在Vit中,使用卷积将输入图像在每个channel上划分为16*16个patch,再将patch拉伸为一维向量。这样就接近词向量堆叠的效果。
class PatchEmbedding(nn.Cell):
MIN_NUM_PATCHES = 4
# 假设图像输入是24*24
def __init__(self,
image_size: int = 224,
patch_size: int = 16,
embed_dim: int = 768,
input_channels: int = 3):
super(PatchEmbedding, self).__init__()
self.image_size = image_size
self.patch_size = patch_size
self.num_patches = (image_size // patch_size) ** 2
self.conv = nn.Conv2d(input_channels, embed_dim, kernel_size=patch_size, stride=patch_size, has_bias=True)
def construct(self, x):
"""Path Embedding construct."""
x = self.conv(x)
b, c, h, w = x.shape
x = ops.reshape(x, (b, c, h * w))
x = ops.transpose(x, (0, 2, 1))
return x
划分为patch后,会经过两个过程
- class_embedding:在word vector之前增加一个类别标记,是一个可学习的参数
- pos_embedding:将位置信息加入到patch矩阵中,是一个可学习的参数
构建完整模型
def init(init_type, shape, dtype, name, requires_grad):
initial = initializer(init_type, shape, dtype).init_data()
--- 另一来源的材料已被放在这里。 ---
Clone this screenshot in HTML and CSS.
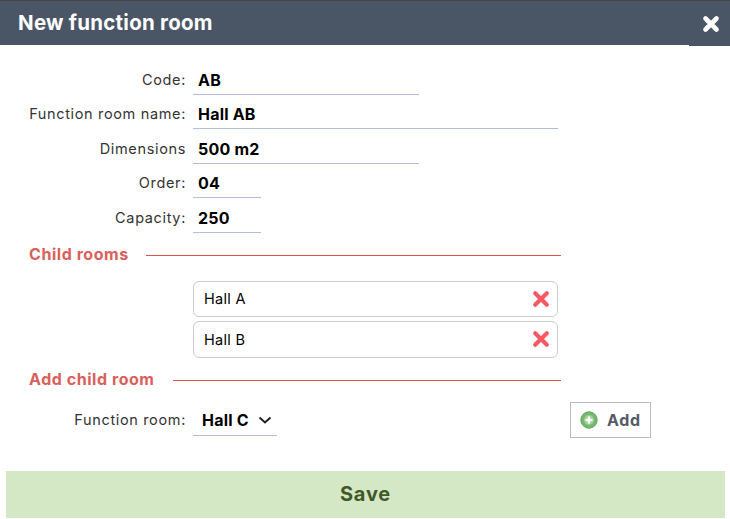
FILE: index.html
```html
<!DOCTYPE html>
<html lang="en">
<head>
  <meta charset="UTF-8" />
  <title>New function room</title>
  <link rel="stylesheet" href="styles.css">
</head>
<body>

  <div class="dialog">
    <header class="dialog-head">
      <h1>New function room</h1>
      <button class="close" type="button" aria-label="Close">
        <svg width="18" height="18" viewBox="0 0 18 18"><path d="M3.5 3.5 L14.5 14.5 M14.5 3.5 L3.5 14.5" stroke="#fff" stroke-width="4.6" stroke-linecap="round"/></svg>
      </button>
    </header>

    <form class="dialog-body">
      <div class="field">
        <label>Code:</label>
        <span class="value w-mid">AB</span>
      </div>
      <div class="field">
        <label>Function room name:</label>
        <span class="value w-long">Hall AB</span>
      </div>
      <div class="field">
        <label>Dimensions</label>
        <span class="value w-mid">500 m2</span>
      </div>
      <div class="field">
        <label>Order:</label>
        <span class="value w-short">04</span>
      </div>
      <div class="field">
        <label>Capacity:</label>
        <span class="value w-short">250</span>
      </div>

      <div class="section section-child">
        <h2>Child rooms</h2>
        <span class="rule"></span>
      </div>

      <ul class="children">
        <li>
          <span>Hall A</span>
          <svg class="remove" width="18" height="18" viewBox="0 0 18 18"><path d="M3.2 3.2 L14.8 14.8 M14.8 3.2 L3.2 14.8" stroke="#fb5a64" stroke-width="4.2" stroke-linecap="round"/></svg>
        </li>
        <li>
          <span>Hall B</span>
          <svg class="remove" width="18" height="18" viewBox="0 0 18 18"><path d="M3.2 3.2 L14.8 14.8 M14.8 3.2 L3.2 14.8" stroke="#fb5a64" stroke-width="4.2" stroke-linecap="round"/></svg>
        </li>
      </ul>

      <div class="section section-add">
        <h2>Add child room</h2>
        <span class="rule"></span>
      </div>

      <div class="field field-add">
        <label>Function room:</label>
        <span class="value select">
          Hall C
          <svg width="14" height="8" viewBox="0 0 14 8"><path d="M1.5 1.5 L7 6.5 L12.5 1.5" fill="none" stroke="#222" stroke-width="2"/></svg>
        </span>
        <button class="add" type="button">
          <svg width="18" height="18" viewBox="0 0 18 18">
            <circle cx="9" cy="9" r="8.2" fill="#74b96d" stroke="#62a65d" stroke-width="1"/>
            <circle cx="9" cy="9" r="5" fill="#9ccf94"/>
            <path d="M9 5.5 V12.5 M5.5 9 H12.5" stroke="#fff" stroke-width="2.4"/>
          </svg>
          Add
        </button>
      </div>

      <button class="save" type="button">Save</button>
    </form>
  </div>

</body>
</html>
```

FILE: styles.css
```css
* {
  margin: 0;
  padding: 0;
  box-sizing: border-box;
}

body {
  font-family: Inter, 'Open Sans', sans-serif;
  font-size: 14px;
  background: #fff;
  color: #222;
  overflow: hidden;
}

.dialog {
  width: 730px;
  height: 519px;
}

.dialog-head {
  display: flex;
  justify-content: space-between;
  height: 45px;
  background: #4a5565;
  border-top: 1px solid #47474a;
}

.dialog-head h1 {
  margin-left: 18px;
  font-size: 20.5px;
  font-weight: 700;
  letter-spacing: 0.25px;
  line-height: 43px;
  color: #fff;
}

.close {
  display: flex;
  align-items: center;
  justify-content: center;
  width: 41px;
  height: 45px;
  padding: 1px 0 0 3px;
  border: none;
  background: #4a5565;
}

.dialog-body {
  padding: 15px 0 0 6px;
}

.field {
  display: flex;
  align-items: flex-end;
  height: 34.5px;
}

.field label {
  width: 180px;
  padding-bottom: 7px;
  text-align: right;
  font-size: 14.5px;
  letter-spacing: 0.65px;
  color: #333;
}

.value {
  margin-left: 7px;
  padding: 0 0 4px 5px;
  border-bottom: 1px solid #b0bedb;
  font-size: 16px;
  font-weight: 700;
  letter-spacing: 0.2px;
  line-height: 20px;
  color: #000;
}

.w-short { width: 68px; }
.w-mid { width: 226px; }
.w-long { width: 365px; }

.section {
  display: flex;
  align-items: center;
  width: 532px;
  margin-left: 23px;
}

.section h2 {
  margin-bottom: 4px;
  font-size: 16px;
  font-weight: 700;
  letter-spacing: 0.55px;
  line-height: 20px;
  color: #d9605a;
}

.rule {
  flex: 1;
  height: 1px;
  background: #d9534f;
}

.section-child {
  margin-top: 11px;
}

.section-child h2 {
  margin-right: 17px;
}

.section-add {
  margin-top: 11px;
}

.section-add h2 {
  margin-right: 18px;
}

.children {
  list-style: none;
  width: 365px;
  margin: 13px 0 0 187px;
}

.children li {
  display: flex;
  align-items: center;
  justify-content: space-between;
  height: 36.5px;
  margin-bottom: 4px;
  padding: 0 7px 0 10px;
  border: 1px solid #ccc;
  border-radius: 6px;
  font-size: 14.5px;
  letter-spacing: 0.3px;
  color: #000;
}

.field-add {
  height: 43px;
}

.field-add label {
  padding-bottom: 8px;
}

.select {
  display: flex;
  align-items: center;
  justify-content: space-between;
  width: 84px;
  padding: 0 5px 5px 9px;
}

.add {
  display: flex;
  align-items: center;
  gap: 9px;
  width: 81px;
  height: 36px;
  margin: 0 0 -2px 293px;
  padding-left: 9px;
  border: 1px solid #bbb;
  background: #fff;
  font-family: inherit;
  font-size: 16px;
  font-weight: 700;
  letter-spacing: 0.7px;
  color: #555b66;
}

.save {
  display: block;
  width: 719px;
  height: 47px;
  margin-top: 35px;
  border: none;
  background: #d5e8c5;
  font-family: inherit;
  font-size: 20px;
  font-weight: 700;
  letter-spacing: 0.8px;
  color: #3f5a26;
}
```
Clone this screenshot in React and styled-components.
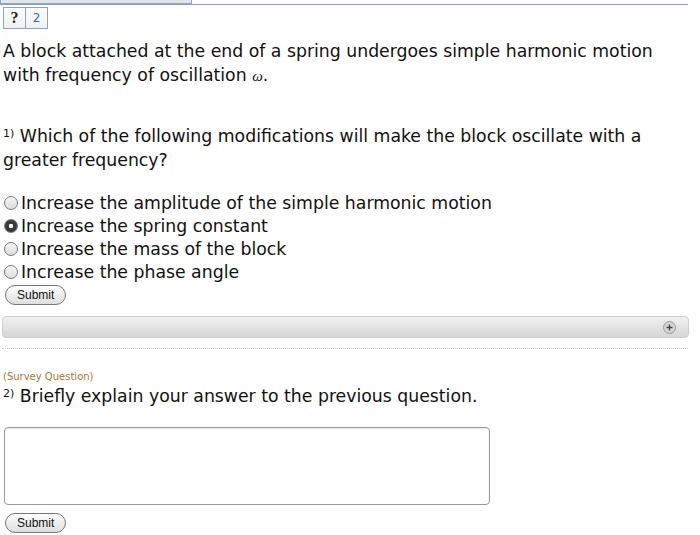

return Parameter(initial, name=name, requires_grad=requires_grad)
class ViT(nn.Cell):
def __init__(self,
image_size: int = 224,
input_channels: int = 3,
patch_size: int = 16,
embed_dim: int = 768,
num_layers: int = 12,
num_heads: int = 12,
mlp_dim: int = 3072,
keep_prob: float = 1.0,
attention_keep_prob: float = 1.0,
drop_path_keep_prob: float = 1.0,
activation: nn.Cell = nn.GELU,
norm: Optional[nn.Cell] = nn.LayerNorm,
pool: str = 'cls') -> None:
super(ViT, self).__init__()
# 先转化patch
self.patch_embedding = PatchEmbedding(image_size=image_size,
patch_size=patch_size,
embed_dim=embed_dim,
input_channels=input_channels)
num_patches = self.patch_embedding.num_patches
# 加入cls token
self.cls_token = init(init_type=Normal(sigma=1.0),
shape=(1, 1, embed_dim),
dtype=ms.float32,
name='cls',
requires_grad=True)
# 加入pos embedding
self.pos_embedding = init(init_type=Normal(sigma=1.0),
shape=(1, num_patches + 1, embed_dim),
dtype=ms.float32,
name='pos_embedding',
requires_grad=True)
self.pool = pool
self.pos_dropout = nn.Dropout(p=1.0-keep_prob)
self.norm = norm((embed_dim,))
self.transformer = TransformerEncoder(dim=embed_dim,
num_layers=num_layers,
num_heads=num_heads,
mlp_dim=mlp_dim,
keep_prob=keep_prob,
attention_keep_prob=attention_keep_prob,
drop_path_keep_prob=drop_path_keep_prob,
activation=activation,
norm=norm)
self.dropout = nn.Dropout(p=1.0-keep_prob)
self.dense = nn.Dense(embed_dim, num_classes)
def construct(self, x):
"""ViT construct."""
x = self.patch_embedding(x)
cls_tokens = ops.tile(self.cls_token.astype(x.dtype), (x.shape[0], 1, 1))
x = ops.concat((cls_tokens, x), axis=1)
x += self.pos_embedding
x = self.pos_dropout(x)
x = self.transformer(x)
x = self.norm(x)
x = x[:, 0]
if self.training:
x = self.dropout(x)
x = self.dense(x)
return x
模型训练
# define super parameter
epoch_size = 10
momentum = 0.9
num_classes = 1000
resize = 224
step_size = dataset_train.get_dataset_size()
# construct model
network = ViT()
# load ckpt
vit_url = "https://download.mindspore.cn/vision/classification/vit_b_16_224.ckpt"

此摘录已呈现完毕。